(Lines of data)
════

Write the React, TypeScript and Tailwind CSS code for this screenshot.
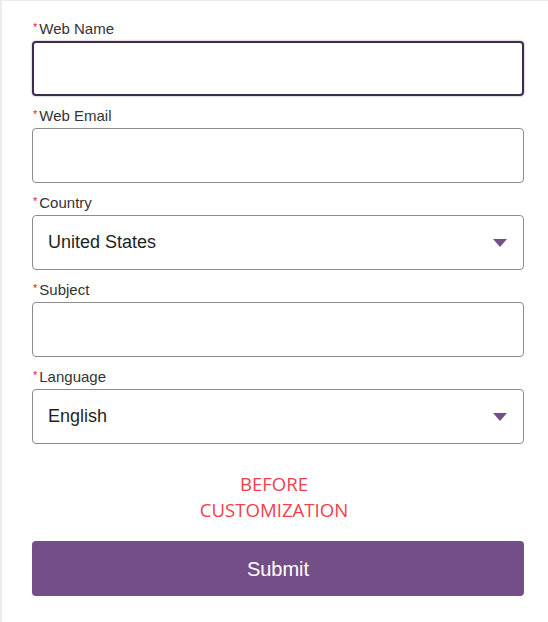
import { useState } from 'react';

const fields = [
  { label: 'Web Name', type: 'text', focused: true },
  { label: 'Web Email', type: 'text' },
  { label: 'Country', type: 'select', value: 'United States' },
  { label: 'Subject', type: 'text' },
  { label: 'Language', type: 'select', value: 'English' },
];

function Caret() {
  return (
    <svg width="14" height="8" viewBox="0 0 14 8" className="shrink-0">
      <path d="M0 0 H14 L7 8 Z" fill="#74508a" />
    </svg>
  );
}

export default function App() {
  const [values, setValues] = useState<Record<string, string>>({});

  return (
    <div className="min-h-[622px] bg-[#ececec] pt-px pl-[2px] font-['Liberation_Sans',Arial,sans-serif]">
      <div className="min-h-[621px] bg-white pl-[30px] pr-[24px] pt-[19px]">
        <form className="flex flex-col gap-[11px]" onSubmit={(e) => e.preventDefault()}>
          {fields.map((f) => (
            <div key={f.label} className="flex flex-col">
              <label className="flex items-center text-[15px] leading-[17px] text-[#333] mb-[4px]">
                <span className="text-[#e5202e] text-[11px] ml-px mr-[2px] -translate-y-[1px]">*</span>
                {f.label}
              </label>
              {f.type === 'select' ? (
                <div className="h-[55px] flex items-center justify-between rounded-[4px] border border-[#8c8c8c] pl-[15px] pr-[16px]">
                  <span className="text-[18px] text-[#1f1f1f]">{f.value}</span>
                  <Caret />
                </div>
              ) : (
                <input
                  value={values[f.label] ?? ''}
                  onChange={(e) => setValues({ ...values, [f.label]: e.target.value })}
                  className={`h-[55px] rounded-[4px] px-[15px] text-[18px] outline-none ${
                    f.focused
                      ? 'border-2 border-[#3d2b4f] shadow-[0_0_2px_rgba(60,40,80,0.5)]'
                      : 'border border-[#8c8c8c]'
                  }`}
                />
              )}
            </div>
          ))}
        </form>
        <p className="mt-[27px] pr-[8px] text-center font-['Open_Sans',sans-serif] font-medium text-[18.6px] leading-[26px] text-[#f0404f]">
          BEFORE
          <br />
          CUSTOMIZATION
        </p>
        <button
          type="submit"
          className="mt-[18px] w-full h-[55px] rounded-[4px] bg-[#744f87] text-white text-[20px]"
        >
          Submit
        </button>
      </div>
    </div>
  );
}
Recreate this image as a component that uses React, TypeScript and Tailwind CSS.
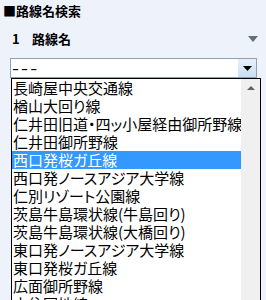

════

- _Work instructions_
Everything from the top line of the data down to and including the line with "const [values, setValues]" is to be copied, except the pictures.

- _Expected answer_
Write the React, TypeScript and Tailwind CSS code for this screenshot.
import { useState } from 'react';

const fields = [
  { label: 'Web Name', type: 'text', focused: true },
  { label: 'Web Email', type: 'text' },
  { label: 'Country', type: 'select', value: 'United States' },
  { label: 'Subject', type: 'text' },
  { label: 'Language', type: 'select', value: 'English' },
];

function Caret() {
  return (
    <svg width="14" height="8" viewBox="0 0 14 8" className="shrink-0">
      <path d="M0 0 H14 L7 8 Z" fill="#74508a" />
    </svg>
  );
}

export default function App() {
  const [values, setValues] = useState<Record<string, string>>({});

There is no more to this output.